The company projects this new chip business will generate approximately $15 billion in annual revenue within five years, contributing to total company revenue of $25 billion by 2031 . This represents a six-fold increase from the $4 billion Arm generated in 2025 . Investors responded enthusiastically, with shares rising by the most in almost a year .
The financial transformation is dramatic. While Arm currently earns about 5% in pure profit from licensing fees on a theoretical $1,000 chip, it would capture roughly $100 when customers use its designs, and approximately $500 in gross profit if manufacturing the chip itself . The company plans to sell its new processors at about 50% gross margin .

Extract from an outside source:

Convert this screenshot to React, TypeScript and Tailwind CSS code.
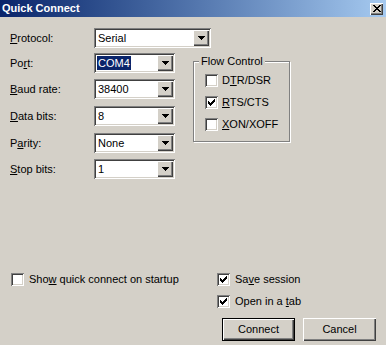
import type React from "react";

const raised =
  "shadow-[inset_1px_1px_0_#ffffff,inset_-1px_-1px_0_#404040,inset_-2px_-2px_0_#808080]";
const sunken =
  "shadow-[inset_1px_1px_0_#808080,inset_-1px_-1px_0_#ffffff,inset_2px_2px_0_#404040,inset_-2px_-2px_0_#d4d0c8]";

function Mn({ children }: { children: React.ReactNode }) {
  return <span className="underline underline-offset-[1px]">{children}</span>;
}

function Check({ checked }: { checked?: boolean }) {
  return (
    <div className={`w-[13px] h-[13px] shrink-0 bg-white ${sunken}`}>
      {checked && (
        <svg width="13" height="13" viewBox="0 0 13 13" shapeRendering="crispEdges">
          <path
            fill="#000"
            d="M3 5h1v3H3z M4 6h1v3H4z M5 7h1v3H5z M6 6h1v3H6z M7 5h1v3H7z M8 4h1v3H8z M9 3h1v3H9z"
          />
        </svg>
      )}
    </div>
  );
}

function Combo({
  value,
  width,
  selected,
}: {
  value: string;
  width: string;
  selected?: boolean;
}) {
  return (
    <div className={`${width} h-[20px] bg-white flex items-center p-[2px] ${sunken}`}>
      <div className="flex-1 flex items-center pl-[1px] h-full">
        {selected ? (
          <span className="bg-[#0a246a] text-white px-[1px] leading-[14px]">{value}</span>
        ) : (
          <span className="px-[1px]">{value}</span>
        )}
      </div>
      <div className={`w-[16px] h-[16px] bg-[#d4d0c8] flex items-center justify-center ${raised}`}>
        <svg width="7" height="4" viewBox="0 0 7 4" shapeRendering="crispEdges">
          <path fill="#000" d="M0 0h7v1H0z M1 1h5v1H1z M2 2h3v1H2z M3 3h1v1H3z" />
        </svg>
      </div>
    </div>
  );
}

function Row({
  label,
  children,
  className = "",
}: {
  label: React.ReactNode;
  children: React.ReactNode;
  className?: string;
}) {
  return (
    <div className={`flex items-center h-[20px] ${className}`}>
      <div className="w-[84px]">{label}</div>
      {children}
    </div>
  );
}

function Button({ label, isDefault }: { label: string; isDefault?: boolean }) {
  return (
    <div
      className={`w-[74px] h-[23px] bg-[#d4d0c8] ${isDefault ? "border border-black" : ""}`}
    >
      <div className={`w-full h-full flex items-center justify-center ${raised}`}>
        {label}
      </div>
    </div>
  );
}

export default function App() {
  return (
    <div
      className="w-[386px] h-[345px] bg-[#d4d0c8] text-black text-[11px] leading-[13px] overflow-hidden flex flex-col"
      style={{ fontFamily: '"Liberation Sans", Arial, sans-serif' }}
    >
      <div className="h-[17px] bg-gradient-to-r from-[#0a246a] to-[#a6caf0] flex items-center justify-between pl-[2px] pr-[3px]">
        <span className="text-white font-bold">Quick Connect</span>
        <div className={`w-[13px] h-[12px] bg-[#d4d0c8] flex items-center justify-center ${raised}`}>
          <svg width="8" height="7" viewBox="0 0 8 7" shapeRendering="crispEdges">
            <path
              fill="#000"
              d="M0 0h2v1H0z M6 0h2v1H6z M1 1h2v1H1z M5 1h2v1H5z M2 2h4v1H2z M3 3h2v1H3z M2 4h4v1H2z M1 5h2v1H1z M5 5h2v1H5z M0 6h2v1H0z M6 6h2v1H6z"
            />
          </svg>
        </div>
      </div>

      <div className="px-[10px]">
        <Row label={<><Mn>P</Mn>rotocol:</>} className="mt-[11px]">
          <Combo value="Serial" width="w-[117px]" />
        </Row>

        <div className="flex mt-[5px]">
          <div className="w-[165px]">
            <Row label={<>Po<Mn>r</Mn>t:</>}>
              <Combo value="COM4" width="w-[81px]" selected />
            </Row>
            <Row label={<><Mn>B</Mn>aud rate:</>} className="mt-[6px]">
              <Combo value="38400" width="w-[81px]" />
            </Row>
            <Row label={<><Mn>D</Mn>ata bits:</>} className="mt-[7px]">
              <Combo value="8" width="w-[81px]" />
            </Row>
            <Row label={<>P<Mn>a</Mn>rity:</>} className="mt-[7px]">
              <Combo value="None" width="w-[81px]" />
            </Row>
            <Row label={<><Mn>S</Mn>top bits:</>} className="mt-[6px]">
              <Combo value="1" width="w-[81px]" />
            </Row>
          </div>

          <div className="relative ml-[18px] mt-[8px] w-[97px] h-[81px] border border-[#808080] shadow-[1px_1px_0_#ffffff,inset_1px_1px_0_#ffffff]">
            <span className="absolute top-[-7px] left-[5px] px-[2px] bg-[#d4d0c8]">
              Flow Control
            </span>
            <div className="flex flex-col gap-[9px] pt-[12px] pl-[11px]">
              <div className="flex items-center h-[13px]">
                <Check />
                <span className="ml-[4px]">D<Mn>T</Mn>R/DSR</span>
              </div>
              <div className="flex items-center h-[13px]">
                <Check checked />
                <span className="ml-[4px]"><Mn>R</Mn>TS/CTS</span>
              </div>
              <div className="flex items-center h-[13px]">
                <Check />
                <span className="ml-[4px]"><Mn>X</Mn>ON/XOFF</span>
              </div>
            </div>
          </div>
        </div>

        <div className="flex items-center h-[13px] mt-[94px]">
          <div className="w-[207px] flex items-center pl-[1px]">
            <Check />
            <span className="ml-[5px]">Sho<Mn>w</Mn> quick connect on startup</span>
          </div>
          <Check checked />
          <span className="ml-[5px]">Sa<Mn>v</Mn>e session</span>
        </div>

        <div className="flex items-center h-[13px] mt-[9px] pl-[207px]">
          <Check checked />
          <span className="ml-[5px]">Open in a <Mn>t</Mn>ab</span>
        </div>

        <div className="flex gap-[8px] mt-[10px] pl-[212px]">
          <Button label="Connect" isDefault />
          <Button label="Cancel" />
        </div>
      </div>
    </div>
  );
}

Under CEO Rene Haas, Arm has pivoted from its smartphone-focused origins toward the lucrative data center market, where chips can cost tens of thousands of dollars compared to smartphone processors that sell for tens of dollars . The AGI CPU is specifically designed to work alongside accelerator chips from companies like Nvidia, helping coordinate computing tasks and processing AI queries .
This timing aligns with growing demand for "agentic AI" systems that can act on behalf of users with minimal human oversight . Mohamed Awad, Arm's cloud AI head, described this as "a $1 trillion market" where the company sees repeated validation from industry partners.

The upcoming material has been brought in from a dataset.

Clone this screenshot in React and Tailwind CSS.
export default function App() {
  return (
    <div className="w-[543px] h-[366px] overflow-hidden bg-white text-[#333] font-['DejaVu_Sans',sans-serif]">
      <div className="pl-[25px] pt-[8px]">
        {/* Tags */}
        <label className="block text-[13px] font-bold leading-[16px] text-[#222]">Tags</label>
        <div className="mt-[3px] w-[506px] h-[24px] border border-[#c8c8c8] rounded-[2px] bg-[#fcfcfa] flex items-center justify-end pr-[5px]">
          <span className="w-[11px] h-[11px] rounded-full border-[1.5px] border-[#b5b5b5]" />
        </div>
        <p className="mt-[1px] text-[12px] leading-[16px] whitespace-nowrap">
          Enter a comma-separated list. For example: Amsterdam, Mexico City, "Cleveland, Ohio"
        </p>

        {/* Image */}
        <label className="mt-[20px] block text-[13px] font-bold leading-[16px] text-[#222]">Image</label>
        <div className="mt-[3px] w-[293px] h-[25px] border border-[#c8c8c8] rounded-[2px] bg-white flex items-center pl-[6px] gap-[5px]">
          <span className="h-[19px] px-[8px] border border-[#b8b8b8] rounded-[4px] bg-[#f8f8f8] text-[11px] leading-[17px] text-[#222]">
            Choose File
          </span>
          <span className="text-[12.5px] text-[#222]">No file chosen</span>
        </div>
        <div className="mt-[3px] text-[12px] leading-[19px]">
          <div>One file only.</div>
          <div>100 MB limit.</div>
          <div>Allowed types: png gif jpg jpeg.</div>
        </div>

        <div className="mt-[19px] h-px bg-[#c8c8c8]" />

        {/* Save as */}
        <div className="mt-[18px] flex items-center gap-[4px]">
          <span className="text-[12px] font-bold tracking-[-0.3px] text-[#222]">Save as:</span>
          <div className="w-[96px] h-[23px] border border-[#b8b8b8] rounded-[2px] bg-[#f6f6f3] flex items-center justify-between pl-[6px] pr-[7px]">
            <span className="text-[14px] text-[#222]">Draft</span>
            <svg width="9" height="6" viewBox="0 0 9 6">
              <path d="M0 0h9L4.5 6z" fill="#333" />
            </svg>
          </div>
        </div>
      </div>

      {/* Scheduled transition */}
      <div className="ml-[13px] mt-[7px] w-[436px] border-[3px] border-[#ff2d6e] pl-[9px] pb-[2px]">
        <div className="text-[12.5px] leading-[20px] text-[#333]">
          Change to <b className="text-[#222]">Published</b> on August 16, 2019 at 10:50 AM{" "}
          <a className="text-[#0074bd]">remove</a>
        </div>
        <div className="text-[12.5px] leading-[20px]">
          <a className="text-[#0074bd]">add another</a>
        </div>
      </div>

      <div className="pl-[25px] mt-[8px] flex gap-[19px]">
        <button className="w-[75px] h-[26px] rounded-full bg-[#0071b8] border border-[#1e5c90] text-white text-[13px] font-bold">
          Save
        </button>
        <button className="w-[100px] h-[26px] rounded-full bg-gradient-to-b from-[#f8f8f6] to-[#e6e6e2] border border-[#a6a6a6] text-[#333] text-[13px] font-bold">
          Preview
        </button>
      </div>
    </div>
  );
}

The move creates an unusual dynamic where Arm now competes directly with major customers including Amazon, Microsoft, Nvidia, and Google . This threatens to complicate relationships, as most major data center operators like Meta have their own chip development programs while simultaneously licensing Arm's technology .
However, CEO Haas emphasized that customers specifically requested this product , suggesting market demand may override competitive concerns. The chip is positioned as an option for companies that cannot afford to develop their own processors in-house . This strategic gamble could either alienate existing partners or significantly expand Arm's addressable market as artificial intelligence reshapes computing infrastructure across industries.